If you’ve read many superhero comics or watched many superhero films or cartoons, then you know they are mainly set in cities. Gotham, Metropolis, and occasionally real life ones, like New York, L.A., occasionally Chicago, or big international metropolises like Tokyo or London. But who protects the suburbs? And what do people, particularly kids, think of superheroes in the suburbs? Writer Jeff Lemire, who has done big superhero comics like Green Arrow and All-New Hawkeye as well as more intimate stories like Essex County about life in rural Canada, and artist Emi Lenox of adorable, yet vulnerable diary comic Emitown fame kind of answer these questions while framing them in a coming of age story from four distinct perspectives. In Plutona #1, they manage to integrate normal teenage struggles, like bullying, body image, sibling drama, and loneliness into a kind of superhero mystery with the help of colorist Jordie Bellaire, who brings a simple, but poignant color palette to the book.

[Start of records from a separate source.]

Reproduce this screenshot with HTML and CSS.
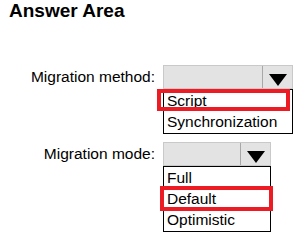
FILE: index.html
```html
<!DOCTYPE html>
<html lang="en">
<head>
    <meta charset="UTF-8">
    <title>Answer Area</title>
    <link rel="stylesheet" href="styles.css">
</head>
<body>
    <h2 class="title">Answer Area</h2>

    <div class="answers">
        <div class="field">
            <span class="field-label">Migration method:</span>
            <div class="dropdown dropdown-method">
                <div class="dropdown-box">
                    <span class="dropdown-value"></span>
                    <span class="dropdown-toggle">
                        <svg width="18" height="12" viewBox="0 0 18 12"><path d="M0 0H18L9 12Z" fill="#000"/></svg>
                    </span>
                </div>
                <ul class="options">
                    <li class="option selected">Script<span class="highlight"></span></li>
                    <li class="option">Synchronization</li>
                </ul>
            </div>
        </div>

        <div class="field">
            <span class="field-label">Migration mode:</span>
            <div class="dropdown dropdown-mode">
                <div class="dropdown-box">
                    <span class="dropdown-value"></span>
                    <span class="dropdown-toggle">
                        <svg width="18" height="12" viewBox="0 0 18 12"><path d="M0 0H18L9 12Z" fill="#000"/></svg>
                    </span>
                </div>
                <ul class="options">
                    <li class="option">Full</li>
                    <li class="option selected">Default<span class="highlight"></span></li>
                    <li class="option">Optimistic</li>
                </ul>
            </div>
        </div>
    </div>
</body>
</html>
```

FILE: styles.css
```css
body {
    margin: 0;
    background: #fff;
    color: #000;
    font-family: "Liberation Sans", Arial, sans-serif;
}
.title {
    margin: 0;
    padding-left: 9px;
    font-size: 19px;
    line-height: 22px;
    font-weight: bold;
}
.answers {
    margin-top: 43px;
    display: flex;
    flex-direction: column;
    gap: 8px;
}
.field {
    display: flex;
    align-items: flex-start;
}
.field-label {
    width: 155px;
    margin-right: 8px;
    text-align: right;
    font-size: 15.5px;
    line-height: 24px;
}
.dropdown {
    width: 130px;
}
.dropdown-mode {
    width: 108px;
}
.dropdown-box {
    display: flex;
    height: 24px;
    box-sizing: border-box;
    border: 1px solid #c9c9c9;
    background: #e3e3e3;
}
.dropdown-value {
    flex: 1;
    border-right: 1px solid #a8a8a8;
}
.dropdown-toggle {
    width: 29px;
    display: flex;
    justify-content: center;
    align-items: flex-start;
    padding-top: 8px;
    box-sizing: border-box;
}
.options {
    list-style: none;
    margin: 0;
    padding: 0 0 1px;
    border: 1px solid #000;
    background: #fff;
}
.option {
    position: relative;
    padding-left: 3px;
    font-size: 15.5px;
    line-height: 21px;
    white-space: nowrap;
}
.highlight {
    position: absolute;
    top: -1px;
    bottom: 0;
    border: 4px solid #ed1c24;
}
.dropdown-method .highlight {
    left: -7px;
    right: 2px;
}
.dropdown-mode .highlight {
    top: -2px;
    bottom: -2px;
    left: -4px;
    right: -3px;
}
```
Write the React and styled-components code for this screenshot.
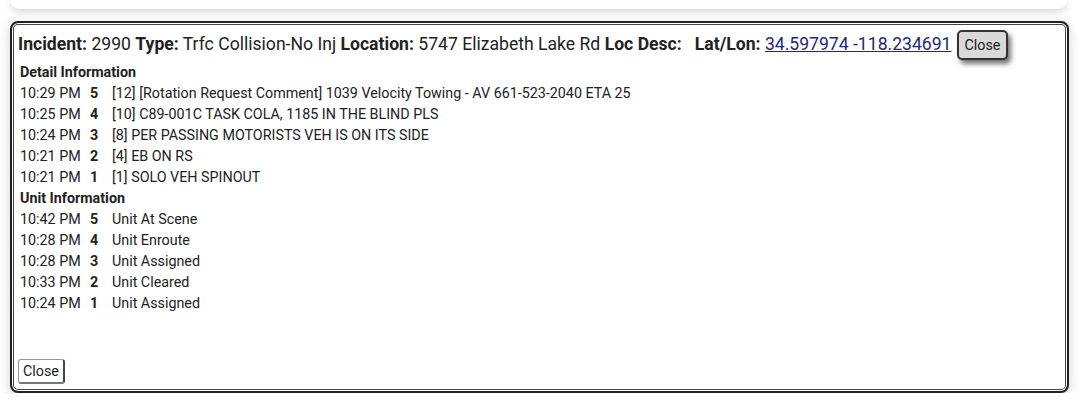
import React from 'react';
import styled, { createGlobalStyle } from 'styled-components';

const GlobalStyle = createGlobalStyle`
    body {
        margin: 0;
        background: #fff;
        font-family: Roboto, "Liberation Sans", sans-serif;
        color: #222;
    }
`

const Page = styled.div`
    padding: 0 10px;
`

const TopCard = styled.div`
    height: 9px;
    margin-right: 2px;
    background: #fff;
    border-radius: 0 0 10px 10px;
    box-shadow: 0 2px 8px rgba(0, 0, 0, 0.2);
`

const Dialog = styled.div`
    box-sizing: border-box;
    display: flex;
    flex-direction: column;
    margin-top: 12px;
    height: 372px;
    padding: 6px 6px 7px 6px;
    border: 2px solid #222;
    border-radius: 8px;
    background: #fff;
    box-shadow: inset 0 0 0 1px #fff, inset 0 0 0 2px #444, 0 4px 12px rgba(0, 0, 0, 0.18);
`

const Header = styled.div`
    font-size: 17.6px;
    line-height: 30px;
    margin-bottom: 2px;
    white-space: nowrap;
    b { font-weight: 700; }
`

const Link = styled.a`
    color: #1d2a7c;
    text-decoration: underline;
`

const HeaderClose = styled.button`
    margin-left: 5px;
    padding: 0 6px;
    height: 30px;
    font-family: Roboto, "Liberation Sans", sans-serif;
    font-size: 14.3px;
    color: #222;
    background: #d9d9d9;
    border: 2px solid #333;
    border-radius: 5px;
    box-shadow: 3px 4px 5px rgba(0, 0, 0, 0.55);
    vertical-align: baseline;
`

const SectionTitle = styled.div`
    font-size: 14.3px;
    font-weight: 700;
    line-height: 21px;
    padding-left: 2px;
`

const Rows = styled.div`
    display: grid;
    grid-template-columns: 70px 22px 1fr;
    font-size: 14.3px;
    line-height: 21px;
    padding-left: 2px;
`

const Num = styled.span`
    font-weight: 700;
`

const Footer = styled.div`
    margin-top: auto;
`

const FooterClose = styled.button`
    height: 25px;
    padding: 0 4px;
    font-family: Roboto, "Liberation Sans", sans-serif;
    font-size: 14.3px;
    color: #222;
    background: #fff;
    border: 1px solid #999;
    border-right: 2px solid #444;
    border-bottom: 2px solid #777;
    border-radius: 3px;
`

const details = [
    ['10:29 PM', '5', '[12] [Rotation Request Comment] 1039 Velocity Towing - AV 661-523-2040 ETA 25'],
    ['10:25 PM', '4', '[10] C89-001C TASK COLA, 1185 IN THE BLIND PLS'],
    ['10:24 PM', '3', '[8] PER PASSING MOTORISTS VEH IS ON ITS SIDE'],
    ['10:21 PM', '2', '[4] EB ON RS'],
    ['10:21 PM', '1', '[1] SOLO VEH SPINOUT'],
];

const units = [
    ['10:42 PM', '5', 'Unit At Scene'],
    ['10:28 PM', '4', 'Unit Enroute'],
    ['10:28 PM', '3', 'Unit Assigned'],
    ['10:33 PM', '2', 'Unit Cleared'],
    ['10:24 PM', '1', 'Unit Assigned'],
];

const RowList = ({ items }) => (
    <Rows>
        {items.map(([time, num, text], i) => (
            <React.Fragment key={i}>
                <span>{time}</span>
                <Num>{num}</Num>
                <span>{text}</span>
            </React.Fragment>
        ))}
    </Rows>
);

const App = () => {
    return (
        <Page>
            <GlobalStyle />
            <TopCard />
            <Dialog>
                <Header>
                    <b>Incident:</b> 2990 <b>Type:</b> Trfc Collision-No Inj <b>Location:</b> 5747 Elizabeth Lake Rd <b>Loc Desc:</b>&nbsp;&nbsp; <b>Lat/Lon:</b> <Link href="#">34.597974 -118.234691</Link>
                    <HeaderClose>Close</HeaderClose>
                </Header>
                <SectionTitle>Detail Information</SectionTitle>
                <RowList items={details} />
                <SectionTitle>Unit Information</SectionTitle>
                <RowList items={units} />
                <Footer>
                    <FooterClose>Close</FooterClose>
                </Footer>
            </Dialog>
        </Page>
    );
}

export default App;
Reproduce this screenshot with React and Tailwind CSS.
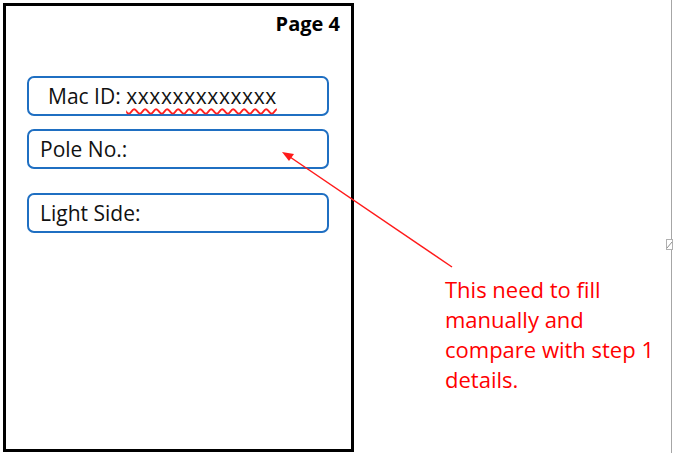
import React from "react";

const fields = [
  { label: "Mac ID:", value: "xxxxxxxxxxxxx", indent: "pl-[19px]" },
  { label: "Pole No.:", indent: "pl-[11px]" },
  { label: "Light Side:", indent: "pl-[11px]" },
];

export default function App() {
  return (
    <div className="relative w-[673px] h-[453px] bg-white overflow-hidden font-['Open_Sans',sans-serif]">
      <div className="flex w-[672px] h-[453px] border-r border-[#a6a6a6]">
        {/* page frame */}
        <div className="shrink-0 mt-[3px] ml-[3px] w-[351px] h-[449px] border-[3px] border-black flex flex-col">
          <div className="flex justify-end pr-[11px] pt-[6px]">
            <span className="text-[20px] font-bold leading-[24px] text-black">Page 4</span>
          </div>
          <div className="flex flex-col pl-[21px] pt-[40px]">
            {fields.map((f, i) => (
              <div
                key={f.label}
                className={`w-[302px] h-[40px] border-2 border-[#1f6fc2] rounded-[7px] flex items-center ${f.indent} ${
                  i === 0 ? "" : i === 1 ? "mt-[13px]" : "mt-[24px]"
                }`}
              >
                <span className="text-[21px] leading-none text-[#111]">
                  {f.label}
                  {f.value && (
                    <>
                      {" "}
                      <span className="tracking-[0.6px] underline decoration-wavy decoration-[#ff2020] decoration-[1.5px] underline-offset-[4px]">
                        {f.value}
                      </span>
                    </>
                  )}
                </span>
              </div>
            ))}
          </div>
        </div>

        {/* note */}
        <div className="pl-[91px] pt-[274px]">
          <p className="text-[22px] leading-[30px] text-[#ff0000] whitespace-nowrap">
            This need to fill
            <br />
            manually and
            <br />
            compare with step 1
            <br />
            details.
          </p>
        </div>
      </div>

      {/* arrow */}
      <svg className="absolute left-0 top-0 pointer-events-none" width="673" height="453">
        <line x1="452" y1="267" x2="290" y2="157" stroke="#ff1a1a" strokeWidth="1.5" />
        <polygon points="282,152 294,154 289,161" fill="#ff1a1a" />
      </svg>

      {/* resize handle on the page edge */}
      <svg className="absolute left-[664px] top-[239px]" width="9" height="11">
        <rect x="2.5" y="0.5" width="6" height="10" fill="#fff" stroke="#b0b0b0" />
        <line x1="3" y1="9" x2="8" y2="3" stroke="#909090" />
      </svg>
    </div>
  );
}
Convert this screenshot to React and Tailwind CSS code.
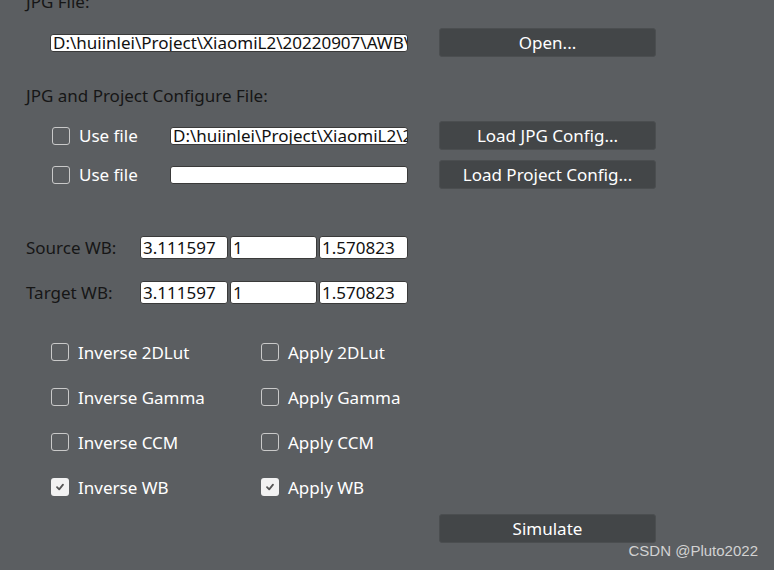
import React from 'react';

const font = { fontFamily: '"Noto Sans", "Open Sans", sans-serif' };

const Button = ({ children }) => (
  <button className="w-[217px] h-[29px] rounded-[3px] bg-[#434648] border border-[#4b4e50] text-white text-[17px] leading-none flex items-center justify-center">
    {children}
  </button>
);

const TextBox = ({ value, className }) => (
  <div className={`h-[18px] bg-white border border-[#3a3a3a] rounded-[3px] overflow-hidden whitespace-nowrap text-[#111] text-[17px] leading-[16px] pl-[2px] ${className}`}>
    {value}
  </div>
);

const Check = ({ checked, label }) => (
  <div className="flex items-center h-[24px]">
    {checked ? (
      <span className="w-[18px] h-[18px] rounded-[3px] bg-[#f2f2f2] flex items-center justify-center">
        <svg width="10" height="10" viewBox="0 0 10 10">
          <path d="M2 5.2 L4.2 7.4 L8 2.6" stroke="#555" strokeWidth="1.8" fill="none" strokeLinecap="round" strokeLinejoin="round" />
        </svg>
      </span>
    ) : (
      <span className="w-[18px] h-[18px] rounded-[3px] border-[1.5px] border-[#c9c9c9]" />
    )}
    <span className="ml-[9px] text-white text-[17px] leading-none">{label}</span>
  </div>
);

const WbRow = ({ label, values }) => (
  <div className="flex items-center h-[23px]">
    <span className="w-[114px] text-[#161616] text-[17px] leading-none">{label}</span>
    <div className="flex gap-[2px]">
      <TextBox value={values[0]} className="w-[88px] h-[23px] leading-[21px]" />
      <TextBox value={values[1]} className="w-[87px] h-[23px] leading-[21px]" />
      <TextBox value={values[2]} className="w-[89px] h-[23px] leading-[21px]" />
    </div>
  </div>
);

export default function App() {
  const wb = ['3.111597', '1', '1.570823'];
  const flags = [
    ['Inverse 2DLut', 'Apply 2DLut', false],
    ['Inverse Gamma', 'Apply Gamma', false],
    ['Inverse CCM', 'Apply CCM', false],
    ['Inverse WB', 'Apply WB', true],
  ];

  return (
    <div className="w-[774px] h-[570px] bg-[#5b5e61] overflow-hidden relative pl-[26px]" style={font}>
      <div className="h-[24px] -mt-[10px] flex items-center text-[#161616] text-[17px]">JPG File:</div>

      <div className="mt-[14px] h-[29px] flex items-center">
        <TextBox value="D:\huiinlei\Project\XiaomiL2\20220907\AWB\IMG_0001.jpg" className="ml-[24px] w-[358px]" />
        <div className="ml-[31px]"><Button>Open...</Button></div>
      </div>

      <div className="mt-[27px] h-[24px] flex items-center text-[#161616] text-[17px]">JPG and Project Configure File:</div>

      <div className="mt-[13px] h-[29px] flex items-center">
        <div className="ml-[26px] w-[118px]"><Check label="Use file" /></div>
        <TextBox value="D:\huiinlei\Project\XiaomiL2\20220907\AWB\config.json" className="w-[238px] h-[17px]" />
        <div className="ml-[31px]"><Button>Load JPG Config...</Button></div>
      </div>

      <div className="mt-[10px] h-[29px] flex items-center">
        <div className="ml-[26px] w-[118px]"><Check label="Use file" /></div>
        <TextBox value="" className="w-[238px] h-[17px]" />
        <div className="ml-[31px]"><Button>Load Project Config...</Button></div>
      </div>

      <div className="mt-[47px]"><WbRow label="Source WB:" values={wb} /></div>
      <div className="mt-[22px]"><WbRow label="Target WB:" values={wb} /></div>

      <div className="mt-[36px] ml-[25px] grid grid-cols-[210px_1fr] gap-y-[21px]">
        {flags.map(([a, b, c]) => (
          <React.Fragment key={a}>
            <Check label={a} checked={c} />
            <Check label={b} checked={c} />
          </React.Fragment>
        ))}
      </div>

      <div className="mt-[15px] ml-[413px]"><Button>Simulate</Button></div>

      <div className="absolute right-[16px] bottom-[8px] text-[#d2d2d2] text-[15px]" style={{ fontFamily: '"Liberation Sans", sans-serif' }}>
        CSDN @Pluto2022
      </div>
    </div>
  );
}
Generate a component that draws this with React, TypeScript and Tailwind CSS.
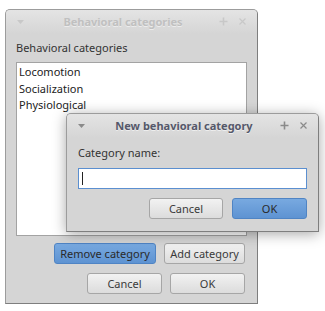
import React from "react";

const font = { fontFamily: '"Noto Sans", "Open Sans", sans-serif' };

function Btn({ children, primary, w }: { children: React.ReactNode; primary?: boolean; w: string }) {
  return (
    <div
      className={`${w} h-[21px] flex items-center justify-center rounded-[3px] border text-[11px] leading-none ${
        primary
          ? "border-[#4f84c4] bg-gradient-to-b from-[#78a9e0] to-[#5e93d2] text-[#2a2a2a]"
          : "border-[#a6a6a6] bg-gradient-to-b from-[#f2f2f2] to-[#dcdcdc] text-[#3a3a3a]"
      }`}
    >
      {children}
    </div>
  );
}

function TitleIcons({ faint }: { faint?: boolean }) {
  const c = faint ? "#c8c8c8" : "#8a8a8a";
  return (
    <>
      <svg width="9" height="6" viewBox="0 0 9 6" className="absolute left-[10px] top-[9px]">
        <path d="M1 1 L8 1 L4.5 5 Z" fill={c} />
      </svg>
      <svg width="9" height="9" viewBox="0 0 9 9" className="absolute right-[29px] top-[7px]">
        <path d="M4.5 0.5 V8.5 M0.5 4.5 H8.5" stroke={c} strokeWidth="1.6" />
      </svg>
      <svg width="9" height="9" viewBox="0 0 9 9" className="absolute right-[10px] top-[7px]">
        <path d="M1.5 1.5 L7.5 7.5 M7.5 1.5 L1.5 7.5" stroke={c} strokeWidth="1.2" />
      </svg>
    </>
  );
}

export default function App() {
  return (
    <div className="relative w-[325px] h-[311px] bg-white overflow-hidden" style={font}>
      {/* Main window */}
      <div className="absolute left-[5px] top-[9px] w-[253px] h-[295px] rounded-t-[5px] border border-[#9c9c9c] border-r-[#7e7e7e] border-b-[#7e7e7e] bg-[#d5d5d5] flex flex-col">
        <div className="relative h-[24px] shrink-0 rounded-t-[4px] bg-gradient-to-b from-[#e4e4e4] to-[#d5d5d5] flex items-center justify-center pr-[17px]">
          <span className="text-[11px] font-bold text-[#c0c0c0] [text-shadow:0_1px_0_#ececec]">Behavioral categories</span>
          <TitleIcons faint />
        </div>
        <div className="flex flex-col flex-1 px-[10px]">
          <div className="h-[28px] flex items-center text-[11px] text-[#333] pt-[1px]">Behavioral categories</div>
          <div className="h-[174px] bg-white border border-[#a3a3a3] flex flex-col px-[2px] pt-[1px] text-[11px] text-[#222] leading-[16.5px]">
            <div>Locomotion</div>
            <div>Socialization</div>
            <div>Physiological</div>
          </div>
          <div className="flex justify-end gap-[8px] pr-[2px] mt-[7px]">
            <Btn primary w="w-[102px]">Remove category</Btn>
            <Btn w="w-[81px]">Add category</Btn>
          </div>
          <div className="flex justify-end gap-[8px] pr-[2px] mt-[9px]">
            <Btn w="w-[75px]">Cancel</Btn>
            <Btn w="w-[75px]">OK</Btn>
          </div>
        </div>
      </div>

      {/* Dialog */}
      <div className="absolute left-[66px] top-[113px] w-[253px] h-[119px] rounded-t-[5px] border border-[#9c9c9c] border-r-[#7e7e7e] border-b-[#7e7e7e] bg-[#d5d5d5] flex flex-col shadow-[0_2px_14px_rgba(0,0,0,0.35)]">
        <div className="relative h-[24px] shrink-0 rounded-t-[4px] bg-gradient-to-b from-[#e4e4e4] to-[#d5d5d5] flex items-center justify-center pr-[17px]">
          <span className="text-[11px] font-bold text-[#55586a] [text-shadow:0_1px_0_#eeeeee]">New behavioral category</span>
          <TitleIcons />
        </div>
        <div className="flex flex-col px-[11px]">
          <div className="h-[30px] flex items-center text-[11px] text-[#333]">Category name:</div>
          <div className="h-[21px] bg-white border border-[#5b8fd0] flex items-center pl-[3px]">
            <div className="w-[1px] h-[13px] bg-[#222]" />
          </div>
          <div className="flex justify-end gap-[9px] mt-[9px]">
            <Btn w="w-[74px]">Cancel</Btn>
            <Btn primary w="w-[75px]">OK</Btn>
          </div>
        </div>
      </div>
    </div>
  );
}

Characters come first in Plutona #1, and by the time readers reach the final page, they will have a good idea of who Diana, Teddy, Ray, and Mie are in both their family, school, and personal lives. Lemire gives each character a unique personality and set of interests from punk fashion for both Mie and Diana to a kind of hybrid Official Handbook of the Marvel Universe meets bird watching hobby for Teddy to chain smoking and being a wannabe bad boy for Ray. On a superficial level, these might seem like stereotypes, but Lemire and Lenox create subtle contrasts between their behavior around their parents, their friends, and finally at the end of the comic. The best example of this contrast is Ray, who seems like the most unlikable member of the main ensemble, but Lenox gives readers a heart-wrenching look at his eyes as he tries to wake up his alcoholic dad for a work shift. (Of course, he’s trying to bum a smoke at the same time.)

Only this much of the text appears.